Since the corresponding end edges of the ribs of the two parts 7b are interconnected, a plurality of air chambers is forced which damp shocks and sudden loads on the rolling edges.
FIG. 2 shows partially in section and partially in elevation a container constructed from two shell parts and two cover parts. The shell parts 10a, 10b are identical. Their diameter decreases slightly, in order to allow removal from the injection molding die, from the respective outer ends toward the central part. The facing ends of the shell parts 10a, 10b are provided with edges 11a, 11b concentric thereto and situated inwardly therefrom, the edges being connected, via the bridge parts 12a, 12b and the ribs (not shown) arranged as shown in FIG. 1, to the wall of the container. At the ends remote from each other are rings 13a, 13B, respectively, on the outer side of the shell parts 10a, 10b. They are connected, via the birdge parts 14a, 14b, respectively, and ribs of the aforementioned kind, to the respective shell parts. The cover parts 15a, 15b, too, are provided on their outer sides, with rings 16a, 16b, which, via the bridge parts 17a, 17b and ribs, are connected to the cylindrical cover part 18a, 18b, respectively.
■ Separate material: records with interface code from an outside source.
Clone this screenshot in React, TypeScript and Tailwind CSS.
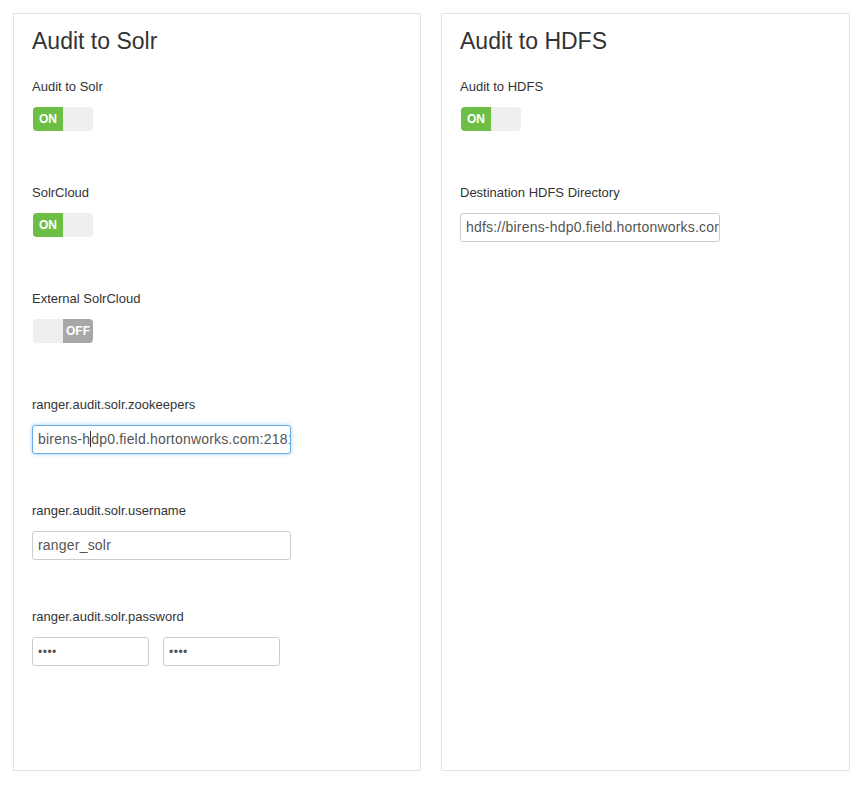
import React from 'react';

function Toggle({ on }: { on: boolean }) {
  return (
    <div className="ml-[1px] mt-[1px] flex h-[24px] w-[60px] overflow-hidden rounded-[4px] bg-[#efefef] text-[12px] font-bold leading-[24px] text-white">
      {on ? (
        <>
          <div className="w-[30px] bg-[#6cbe45] text-center">ON</div>
          <div className="flex-1" />
        </>
      ) : (
        <>
          <div className="flex-1" />
          <div className="w-[30px] bg-[#a7a7a7] text-center">OFF</div>
        </>
      )}
    </div>
  );
}

function TextBox({ value, width, focused }: { value: React.ReactNode; width: string; focused?: boolean }) {
  return (
    <div
      className={`${width} h-[29px] overflow-hidden whitespace-nowrap rounded-[3px] border bg-white pl-[5px] text-[14px] leading-[27px] tracking-[0.2px] text-[#555] ${
        focused ? 'border-[#66afe9] shadow-[0_0_4px_rgba(102,175,233,0.6)]' : 'border-[#cccccc]'
      }`}
    >
      {value}
    </div>
  );
}

function Field({ label, children }: { label: string; children: React.ReactNode }) {
  return (
    <div className="h-[106px]">
      <div className="text-[13px] leading-[18px] text-[#333]">{label}</div>
      <div className="mt-[11px]">{children}</div>
    </div>
  );
}

function Panel({ title, width, children }: { title: string; width: string; children: React.ReactNode }) {
  return (
    <div className={`${width} h-[758px] border border-[#e3e3e3] bg-white px-[18px] pt-[15px]`}>
      <h3 className="text-[23px] leading-[25px] text-[#333]">{title}</h3>
      <div className="mt-[24px]">{children}</div>
    </div>
  );
}

const dots = <span className="text-[12px] tracking-[0.5px] text-[#555]">••••</span>;

export default function App() {
  return (
    <div className="min-h-screen bg-white pl-[13px] pt-[13px] font-['Liberation_Sans',Arial,sans-serif]">
      <div className="flex gap-[20px]">
        <Panel title="Audit to Solr" width="w-[408px]">
          <Field label="Audit to Solr">
            <Toggle on />
          </Field>
          <Field label="SolrCloud">
            <Toggle on />
          </Field>
          <Field label="External SolrCloud">
            <Toggle on={false} />
          </Field>
          <Field label="ranger.audit.solr.zookeepers">
            <TextBox
              width="w-[259px]"
              focused
              value={
                <>
                  birens-h
                  <span className="inline-block h-[16px] w-px translate-y-[3px] bg-[#333]" />
                  dp0.field.hortonworks.com:2181
                </>
              }
            />
          </Field>
          <Field label="ranger.audit.solr.username">
            <TextBox width="w-[259px]" value="ranger_solr" />
          </Field>
          <Field label="ranger.audit.solr.password">
            <div className="flex gap-[14px]">
              <TextBox width="w-[117px]" value={dots} />
              <TextBox width="w-[117px]" value={dots} />
            </div>
          </Field>
        </Panel>
        <Panel title="Audit to HDFS" width="w-[409px]">
          <Field label="Audit to HDFS">
            <Toggle on />
          </Field>
          <Field label="Destination HDFS Directory">
            <TextBox width="w-[260px]" value="hdfs://birens-hdp0.field.hortonworks.com:8020/ranger/audit" />
          </Field>
        </Panel>
      </div>
    </div>
  );
}
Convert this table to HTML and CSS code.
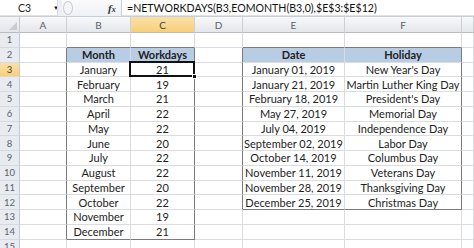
FILE: index.html
```html
<!DOCTYPE html>
<html>
<head>
<meta charset="utf-8">
<link rel="stylesheet" href="styles.css">
</head>
<body>
<div class="fbar">
  <div class="namebox"><span class="nb-text">C3</span><span class="nb-arrow">▼</span></div>
  <div class="grip"></div>
  <div class="midzone"><span class="oval"></span><span class="fx"><i>f</i><i class="x">x</i></span></div>
  <div class="formula">=NETWORKDAYS(B3,EOMONTH(B3,0),$E$3:$E$12)</div>
</div>
<div class="sheet">
  <div class="corner"><span class="tri"></span></div>
  <div class="ch">A</div><div class="ch">B</div><div class="ch act">C</div><div class="ch">D</div><div class="ch">E</div><div class="ch">F</div><div class="ch"></div>

  <div class="rh">1</div><div class="c"></div><div class="c bb-d"></div><div class="c bb-d"></div><div class="c"></div><div class="c bb-d"></div><div class="c bb-d"></div><div class="c"></div>

  <div class="rh">2</div><div class="c br-d"></div><div class="c th">Month</div><div class="c th br-d">Workdays</div><div class="c br-d"></div><div class="c th">Date</div><div class="c th br-d">Holiday</div><div class="c"></div>

  <div class="rh act">3</div><div class="c br-d"></div><div class="c">January</div><div class="c br-d sel">21<span class="handle"></span></div><div class="c br-d"></div><div class="c">January 01, 2019</div><div class="c br-d">New Year's Day</div><div class="c"></div>

  <div class="rh">4</div><div class="c br-d"></div><div class="c">February</div><div class="c br-d">19</div><div class="c br-d"></div><div class="c">January 21, 2019</div><div class="c br-d">Martin Luther King Day</div><div class="c"></div>

  <div class="rh">5</div><div class="c br-d"></div><div class="c">March</div><div class="c br-d">21</div><div class="c br-d"></div><div class="c">February 18, 2019</div><div class="c br-d">President's Day</div><div class="c"></div>

  <div class="rh">6</div><div class="c br-d"></div><div class="c">April</div><div class="c br-d">22</div><div class="c br-d"></div><div class="c">May 27, 2019</div><div class="c br-d">Memorial Day</div><div class="c"></div>

  <div class="rh">7</div><div class="c br-d"></div><div class="c">May</div><div class="c br-d">22</div><div class="c br-d"></div><div class="c">July 04, 2019</div><div class="c br-d">Independence Day</div><div class="c"></div>

  <div class="rh">8</div><div class="c br-d"></div><div class="c">June</div><div class="c br-d">20</div><div class="c br-d"></div><div class="c">September 02, 2019</div><div class="c br-d">Labor Day</div><div class="c"></div>

  <div class="rh">9</div><div class="c br-d"></div><div class="c">July</div><div class="c br-d">22</div><div class="c br-d"></div><div class="c">October 14, 2019</div><div class="c br-d">Columbus Day</div><div class="c"></div>

  <div class="rh">10</div><div class="c br-d"></div><div class="c">August</div><div class="c br-d">22</div><div class="c br-d"></div><div class="c">November 11, 2019</div><div class="c br-d">Veterans Day</div><div class="c"></div>

  <div class="rh">11</div><div class="c br-d"></div><div class="c">September</div><div class="c br-d">20</div><div class="c br-d"></div><div class="c">November 28, 2019</div><div class="c br-d">Thanksgiving Day</div><div class="c"></div>

  <div class="rh">12</div><div class="c br-d"></div><div class="c">October</div><div class="c br-d">22</div><div class="c br-d"></div><div class="c bb-d">December 25, 2019</div><div class="c br-d bb-d">Christmas Day</div><div class="c"></div>

  <div class="rh">13</div><div class="c br-d"></div><div class="c">November</div><div class="c br-d">19</div><div class="c"></div><div class="c"></div><div class="c"></div><div class="c"></div>

  <div class="rh">14</div><div class="c br-d"></div><div class="c bb-d">December</div><div class="c br-d bb-d">21</div><div class="c"></div><div class="c"></div><div class="c"></div><div class="c"></div>

  <div class="rh">15</div><div class="c"></div><div class="c"></div><div class="c"></div><div class="c"></div><div class="c"></div><div class="c"></div><div class="c"></div>
</div>
</body>
</html>
```

FILE: styles.css
```css
* { box-sizing: border-box; }
html, body { margin: 0; padding: 0; background: #fff; }
body {
  width: 474px;
  height: 248px;
  overflow: hidden;
  font-family: Lato, "Open Sans", sans-serif;
}

.fbar {
  display: flex;
  height: 17px;
  background: linear-gradient(#f6f7f9, #e9ecf0);
  border-bottom: 1px solid #c9ced5;
}
.namebox {
  width: 57px;
  background: #fff;
  display: flex;
  align-items: center;
  font-size: 10.5px;
  color: #222;
  border-bottom: 1px solid #dfe3e8;
}
.nb-text { margin-left: 18px; }
.nb-arrow { margin-left: 22px; font-size: 6px; color: #111; }
.grip {
  width: 5px;
  background: #eceef1;
  border-left: 1px solid #d7dbe0;
}
.midzone {
  width: 59px;
  display: flex;
  align-items: center;
  background: linear-gradient(#fbfbfc, #eef0f3);
}
.oval {
  width: 10px;
  height: 14px;
  border-radius: 50%;
  border: 1px solid #c9cdd3;
  background: #f4f5f7;
  margin-left: 1px;
}
.fx {
  margin-left: 35px;
  font-family: "Liberation Serif", serif;
  font-size: 11px;
  color: #333;
  font-weight: bold;
}
.fx .x { font-size: 8px; }
.formula {
  flex: 1;
  background: #fff;
  border-left: 1px solid #c9ced5;
  display: flex;
  align-items: center;
  padding-left: 5px;
  font-size: 10.6px;
  color: #111;
  white-space: nowrap;
  overflow: hidden;
  border-bottom: 1px solid #dfe3e8;
}

.sheet {
  display: grid;
  grid-template-columns: 20px 47px 64px 64px 48px 102px 117px 1fr;
  grid-template-rows: 16px repeat(15, 14.75px);
}
.corner {
  background: linear-gradient(#f3f4f6, #e3e6ea);
  border-right: 1px solid #c5c9cf;
  border-bottom: 1px solid #b8bdc4;
  position: relative;
}
.tri {
  position: absolute;
  right: 2px;
  bottom: 2px;
  width: 0;
  height: 0;
  border-left: 8px solid transparent;
  border-bottom: 8px solid #c8ccd2;
}
.ch {
  background: linear-gradient(#f7f8fa, #e4e7eb);
  border-right: 1px solid #cdd1d6;
  border-bottom: 1px solid #b8bdc4;
  font-size: 10px;
  color: #5a5f66;
  display: flex;
  align-items: center;
  justify-content: center;
}
.ch.act {
  background: linear-gradient(#fbe1a6, #f6cf7b);
  color: #4a4030;
}
.rh {
  background: #e8ebef;
  border-right: 1px solid #c5c9cf;
  border-bottom: 1px solid #d6dade;
  font-size: 9.5px;
  color: #5a6470;
  display: flex;
  align-items: center;
  justify-content: center;
}
.rh.act {
  background: linear-gradient(#fbe1a6, #f6cf7b);
  color: #4a4030;
}
.c {
  border-right: 1px solid #dadcdf;
  border-bottom: 1px solid #dadcdf;
  font-size: 11px;
  color: #222;
  display: flex;
  align-items: center;
  justify-content: center;
  white-space: nowrap;
  position: relative;
}
.c.th {
  background: #b8cce4;
  font-weight: bold;
}
.c.br-d { border-right-color: #7b7b7b; }
.c.bb-d { border-bottom-color: #7b7b7b; }
.c.sel::after {
  content: "";
  position: absolute;
  left: -2px;
  top: -2px;
  right: -1px;
  bottom: -1px;
  border: 2px solid #111;
}
.handle {
  position: absolute;
  right: -3px;
  bottom: -3px;
  width: 5px;
  height: 5px;
  background: #111;
  border: 1px solid #fff;
  z-index: 2;
}
```
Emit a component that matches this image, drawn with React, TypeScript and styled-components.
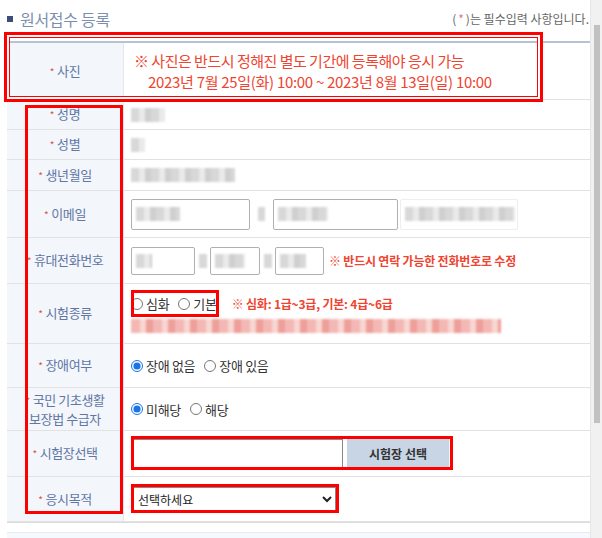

FIGS. 3a, 3b and 3c show a fragmentary plan view, a longitudinal section, and an inverted plan view, respectively, of a cover part like the cover part 15a. This part includes a bung hole 20 and an outlet opening 21 used for cleaning the vessel and, as shown in FIG. 3c, connecting ribs 22. These ribs are also provided on the container part with which the cover part is connected.
FIG. 4 shows how it is possible to construct, from a limited number of standard parts, a plurality of vessels with mutually differing volumes.
Each of the parts 30, 31, and 32 is shaped in such a way that the diameter from the two ends toward the central part slightly decreases in order to permit the container to be removed from the die. At the ends of the parts the diameter is mutually identical.
The rings 33a, 33b, 34a, 35a, 35b are disposed on the outer side of the container in the way described hereinbefore. The two end covers 36, 37 are shaped in the way described with reference to FIG. 2 and FIGS. 3a to 3c. This container, too, presents the aforementioned advantages.
By spraypainting the parts of the complete container in various colors and assembling these differently colored parts, it is possible to manufacture containers painted in two or more colors. There is a need for such containers by companies which want to use vessels having their "company colors" so that the owner or the contents can be identified by color or combinations of colors.